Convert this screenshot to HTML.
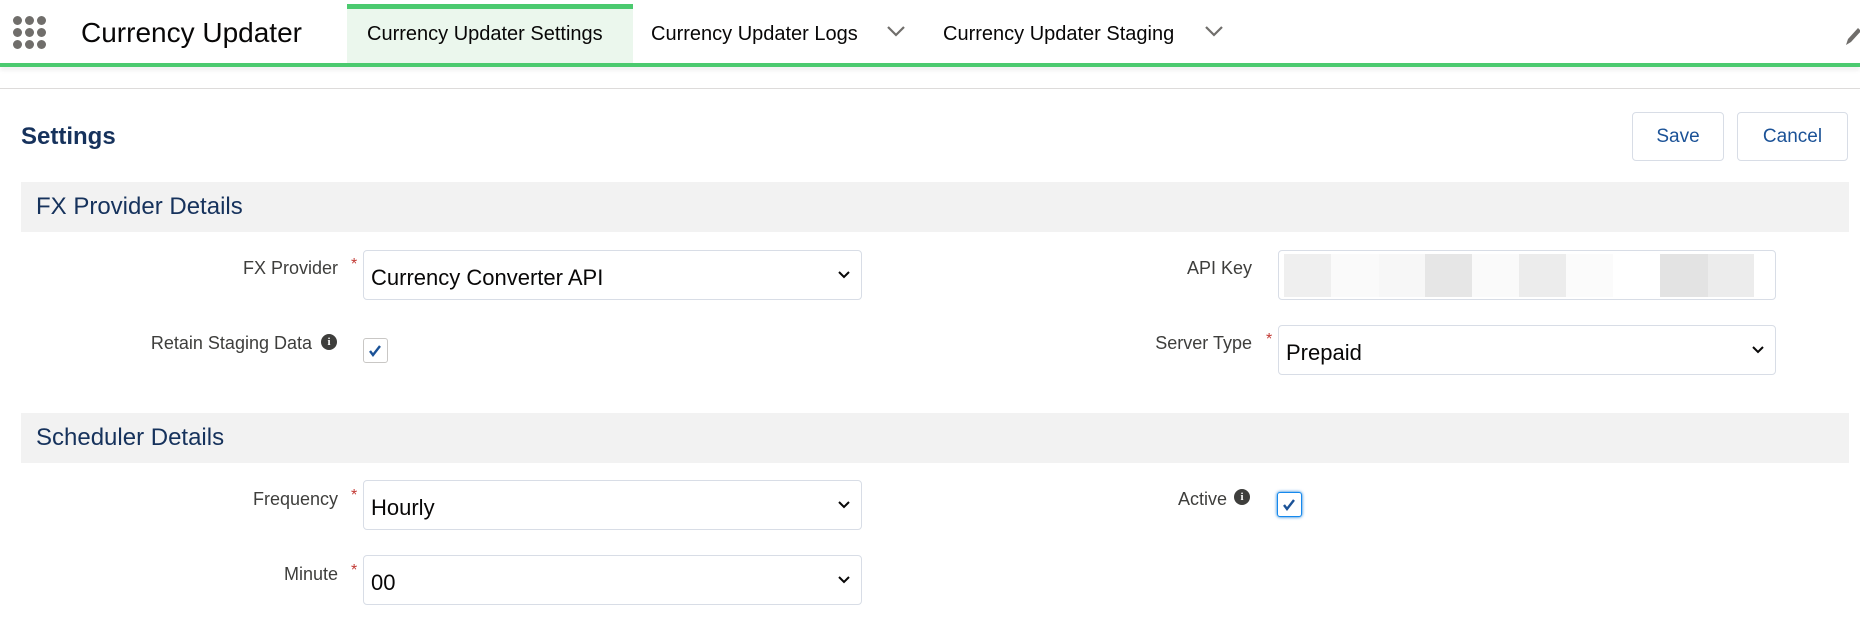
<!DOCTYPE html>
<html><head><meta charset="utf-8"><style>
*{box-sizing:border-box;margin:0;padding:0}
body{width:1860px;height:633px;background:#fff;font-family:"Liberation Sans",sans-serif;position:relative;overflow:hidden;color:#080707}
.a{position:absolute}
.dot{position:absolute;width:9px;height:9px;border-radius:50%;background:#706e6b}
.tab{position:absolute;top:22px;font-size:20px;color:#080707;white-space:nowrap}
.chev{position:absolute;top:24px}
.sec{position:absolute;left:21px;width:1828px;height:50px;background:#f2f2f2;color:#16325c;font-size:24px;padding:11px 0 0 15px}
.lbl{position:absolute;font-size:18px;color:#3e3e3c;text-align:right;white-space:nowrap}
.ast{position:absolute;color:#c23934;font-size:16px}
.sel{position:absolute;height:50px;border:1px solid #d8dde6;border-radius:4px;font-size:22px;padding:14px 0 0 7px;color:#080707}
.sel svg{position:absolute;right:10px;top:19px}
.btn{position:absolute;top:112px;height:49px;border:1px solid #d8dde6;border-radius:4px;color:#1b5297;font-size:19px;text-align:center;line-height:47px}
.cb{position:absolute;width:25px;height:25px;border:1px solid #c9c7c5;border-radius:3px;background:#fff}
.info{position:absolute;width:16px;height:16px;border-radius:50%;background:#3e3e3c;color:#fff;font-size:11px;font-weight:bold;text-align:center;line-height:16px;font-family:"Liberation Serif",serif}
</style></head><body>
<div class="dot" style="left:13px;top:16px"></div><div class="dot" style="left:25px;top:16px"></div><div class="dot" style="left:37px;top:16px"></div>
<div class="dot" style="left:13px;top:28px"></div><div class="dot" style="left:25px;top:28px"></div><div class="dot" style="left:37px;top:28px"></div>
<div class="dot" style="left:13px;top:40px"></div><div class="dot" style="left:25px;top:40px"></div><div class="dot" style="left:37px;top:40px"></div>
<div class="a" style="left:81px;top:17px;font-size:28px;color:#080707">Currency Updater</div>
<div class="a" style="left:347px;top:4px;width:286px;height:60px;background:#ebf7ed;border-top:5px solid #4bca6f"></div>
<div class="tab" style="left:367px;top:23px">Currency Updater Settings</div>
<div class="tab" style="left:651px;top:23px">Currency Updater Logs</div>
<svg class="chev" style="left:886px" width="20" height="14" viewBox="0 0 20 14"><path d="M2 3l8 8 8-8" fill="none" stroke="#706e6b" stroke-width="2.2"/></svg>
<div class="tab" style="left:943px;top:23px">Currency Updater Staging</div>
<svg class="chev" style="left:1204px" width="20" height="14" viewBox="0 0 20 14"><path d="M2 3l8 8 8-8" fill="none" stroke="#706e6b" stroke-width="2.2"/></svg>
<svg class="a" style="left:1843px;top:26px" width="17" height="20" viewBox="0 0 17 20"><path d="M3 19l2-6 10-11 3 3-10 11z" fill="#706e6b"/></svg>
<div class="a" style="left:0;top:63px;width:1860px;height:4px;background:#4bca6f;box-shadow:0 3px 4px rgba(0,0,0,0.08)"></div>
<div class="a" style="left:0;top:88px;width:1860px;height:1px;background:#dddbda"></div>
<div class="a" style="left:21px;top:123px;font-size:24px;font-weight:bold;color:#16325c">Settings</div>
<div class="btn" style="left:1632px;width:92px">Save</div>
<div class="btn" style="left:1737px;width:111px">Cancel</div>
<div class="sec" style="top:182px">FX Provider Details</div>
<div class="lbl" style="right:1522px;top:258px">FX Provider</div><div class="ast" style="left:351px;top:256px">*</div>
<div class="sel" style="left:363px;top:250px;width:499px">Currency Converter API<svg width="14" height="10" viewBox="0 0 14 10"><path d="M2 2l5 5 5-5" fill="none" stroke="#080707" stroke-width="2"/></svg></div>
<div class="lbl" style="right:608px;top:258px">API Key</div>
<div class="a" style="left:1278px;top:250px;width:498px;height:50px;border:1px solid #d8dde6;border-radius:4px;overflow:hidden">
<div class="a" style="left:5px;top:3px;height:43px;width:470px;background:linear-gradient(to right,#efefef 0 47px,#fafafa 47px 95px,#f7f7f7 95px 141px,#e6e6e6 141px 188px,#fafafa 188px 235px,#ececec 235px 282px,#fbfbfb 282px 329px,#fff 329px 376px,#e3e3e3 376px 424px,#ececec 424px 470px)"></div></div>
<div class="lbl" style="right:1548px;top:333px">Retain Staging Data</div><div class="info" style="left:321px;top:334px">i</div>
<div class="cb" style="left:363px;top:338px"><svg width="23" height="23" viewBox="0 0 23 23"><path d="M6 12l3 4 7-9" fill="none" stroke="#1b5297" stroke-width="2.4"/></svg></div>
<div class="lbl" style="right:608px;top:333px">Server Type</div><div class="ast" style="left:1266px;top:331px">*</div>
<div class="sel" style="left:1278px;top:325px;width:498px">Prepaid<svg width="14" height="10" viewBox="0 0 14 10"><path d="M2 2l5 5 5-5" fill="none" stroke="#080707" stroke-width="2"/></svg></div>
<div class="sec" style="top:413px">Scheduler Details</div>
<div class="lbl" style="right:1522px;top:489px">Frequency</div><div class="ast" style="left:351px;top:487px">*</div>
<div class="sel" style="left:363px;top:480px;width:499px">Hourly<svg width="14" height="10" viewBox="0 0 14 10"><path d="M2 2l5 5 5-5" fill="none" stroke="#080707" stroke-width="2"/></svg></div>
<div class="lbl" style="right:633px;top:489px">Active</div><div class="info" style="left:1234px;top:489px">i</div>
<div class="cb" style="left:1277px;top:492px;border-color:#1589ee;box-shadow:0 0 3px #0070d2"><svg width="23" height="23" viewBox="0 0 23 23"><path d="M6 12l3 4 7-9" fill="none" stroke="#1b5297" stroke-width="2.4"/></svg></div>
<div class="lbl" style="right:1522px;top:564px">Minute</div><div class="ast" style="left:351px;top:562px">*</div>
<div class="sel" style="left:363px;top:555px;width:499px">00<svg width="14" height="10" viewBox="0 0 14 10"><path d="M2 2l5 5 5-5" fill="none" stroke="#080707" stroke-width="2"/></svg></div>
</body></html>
◇ ◇ ◇ ◇
### THE TASK
Except for the pictures, give all the material above again verbatim.

### OUTPUT OF THE TASK
Convert this screenshot to HTML.
<!DOCTYPE html>
<html><head><meta charset="utf-8"><style>
*{box-sizing:border-box;margin:0;padding:0}
body{width:1860px;height:633px;background:#fff;font-family:"Liberation Sans",sans-serif;position:relative;overflow:hidden;color:#080707}
.a{position:absolute}
.dot{position:absolute;width:9px;height:9px;border-radius:50%;background:#706e6b}
.tab{position:absolute;top:22px;font-size:20px;color:#080707;white-space:nowrap}
.chev{position:absolute;top:24px}
.sec{position:absolute;left:21px;width:1828px;height:50px;background:#f2f2f2;color:#16325c;font-size:24px;padding:11px 0 0 15px}
.lbl{position:absolute;font-size:18px;color:#3e3e3c;text-align:right;white-space:nowrap}
.ast{position:absolute;color:#c23934;font-size:16px}
.sel{position:absolute;height:50px;border:1px solid #d8dde6;border-radius:4px;font-size:22px;padding:14px 0 0 7px;color:#080707}
.sel svg{position:absolute;right:10px;top:19px}
.btn{position:absolute;top:112px;height:49px;border:1px solid #d8dde6;border-radius:4px;color:#1b5297;font-size:19px;text-align:center;line-height:47px}
.cb{position:absolute;width:25px;height:25px;border:1px solid #c9c7c5;border-radius:3px;background:#fff}
.info{position:absolute;width:16px;height:16px;border-radius:50%;background:#3e3e3c;color:#fff;font-size:11px;font-weight:bold;text-align:center;line-height:16px;font-family:"Liberation Serif",serif}
</style></head><body>
<div class="dot" style="left:13px;top:16px"></div><div class="dot" style="left:25px;top:16px"></div><div class="dot" style="left:37px;top:16px"></div>
<div class="dot" style="left:13px;top:28px"></div><div class="dot" style="left:25px;top:28px"></div><div class="dot" style="left:37px;top:28px"></div>
<div class="dot" style="left:13px;top:40px"></div><div class="dot" style="left:25px;top:40px"></div><div class="dot" style="left:37px;top:40px"></div>
<div class="a" style="left:81px;top:17px;font-size:28px;color:#080707">Currency Updater</div>
<div class="a" style="left:347px;top:4px;width:286px;height:60px;background:#ebf7ed;border-top:5px solid #4bca6f"></div>
<div class="tab" style="left:367px;top:23px">Currency Updater Settings</div>
<div class="tab" style="left:651px;top:23px">Currency Updater Logs</div>
<svg class="chev" style="left:886px" width="20" height="14" viewBox="0 0 20 14"><path d="M2 3l8 8 8-8" fill="none" stroke="#706e6b" stroke-width="2.2"/></svg>
<div class="tab" style="left:943px;top:23px">Currency Updater Staging</div>
<svg class="chev" style="left:1204px" width="20" height="14" viewBox="0 0 20 14"><path d="M2 3l8 8 8-8" fill="none" stroke="#706e6b" stroke-width="2.2"/></svg>
<svg class="a" style="left:1843px;top:26px" width="17" height="20" viewBox="0 0 17 20"><path d="M3 19l2-6 10-11 3 3-10 11z" fill="#706e6b"/></svg>
<div class="a" style="left:0;top:63px;width:1860px;height:4px;background:#4bca6f;box-shadow:0 3px 4px rgba(0,0,0,0.08)"></div>
<div class="a" style="left:0;top:88px;width:1860px;height:1px;background:#dddbda"></div>
<div class="a" style="left:21px;top:123px;font-size:24px;font-weight:bold;color:#16325c">Settings</div>
<div class="btn" style="left:1632px;width:92px">Save</div>
<div class="btn" style="left:1737px;width:111px">Cancel</div>
<div class="sec" style="top:182px">FX Provider Details</div>
<div class="lbl" style="right:1522px;top:258px">FX Provider</div><div class="ast" style="left:351px;top:256px">*</div>
<div class="sel" style="left:363px;top:250px;width:499px">Currency Converter API<svg width="14" height="10" viewBox="0 0 14 10"><path d="M2 2l5 5 5-5" fill="none" stroke="#080707" stroke-width="2"/></svg></div>
<div class="lbl" style="right:608px;top:258px">API Key</div>
<div class="a" style="left:1278px;top:250px;width:498px;height:50px;border:1px solid #d8dde6;border-radius:4px;overflow:hidden">
<div class="a" style="left:5px;top:3px;height:43px;width:470px;background:linear-gradient(to right,#efefef 0 47px,#fafafa 47px 95px,#f7f7f7 95px 141px,#e6e6e6 141px 188px,#fafafa 188px 235px,#ececec 235px 282px,#fbfbfb 282px 329px,#fff 329px 376px,#e3e3e3 376px 424px,#ececec 424px 470px)"></div></div>
<div class="lbl" style="right:1548px;top:333px">Retain Staging Data</div><div class="info" style="left:321px;top:334px">i</div>
<div class="cb" style="left:363px;top:338px"><svg width="23" height="23" viewBox="0 0 23 23"><path d="M6 12l3 4 7-9" fill="none" stroke="#1b5297" stroke-width="2.4"/></svg></div>
<div class="lbl" style="right:608px;top:333px">Server Type</div><div class="ast" style="left:1266px;top:331px">*</div>
<div class="sel" style="left:1278px;top:325px;width:498px">Prepaid<svg width="14" height="10" viewBox="0 0 14 10"><path d="M2 2l5 5 5-5" fill="none" stroke="#080707" stroke-width="2"/></svg></div>
<div class="sec" style="top:413px">Scheduler Details</div>
<div class="lbl" style="right:1522px;top:489px">Frequency</div><div class="ast" style="left:351px;top:487px">*</div>
<div class="sel" style="left:363px;top:480px;width:499px">Hourly<svg width="14" height="10" viewBox="0 0 14 10"><path d="M2 2l5 5 5-5" fill="none" stroke="#080707" stroke-width="2"/></svg></div>
<div class="lbl" style="right:633px;top:489px">Active</div><div class="info" style="left:1234px;top:489px">i</div>
<div class="cb" style="left:1277px;top:492px;border-color:#1589ee;box-shadow:0 0 3px #0070d2"><svg width="23" height="23" viewBox="0 0 23 23"><path d="M6 12l3 4 7-9" fill="none" stroke="#1b5297" stroke-width="2.4"/></svg></div>
<div class="lbl" style="right:1522px;top:564px">Minute</div><div class="ast" style="left:351px;top:562px">*</div>
<div class="sel" style="left:363px;top:555px;width:499px">00<svg width="14" height="10" viewBox="0 0 14 10"><path d="M2 2l5 5 5-5" fill="none" stroke="#080707" stroke-width="2"/></svg></div>
</body></html>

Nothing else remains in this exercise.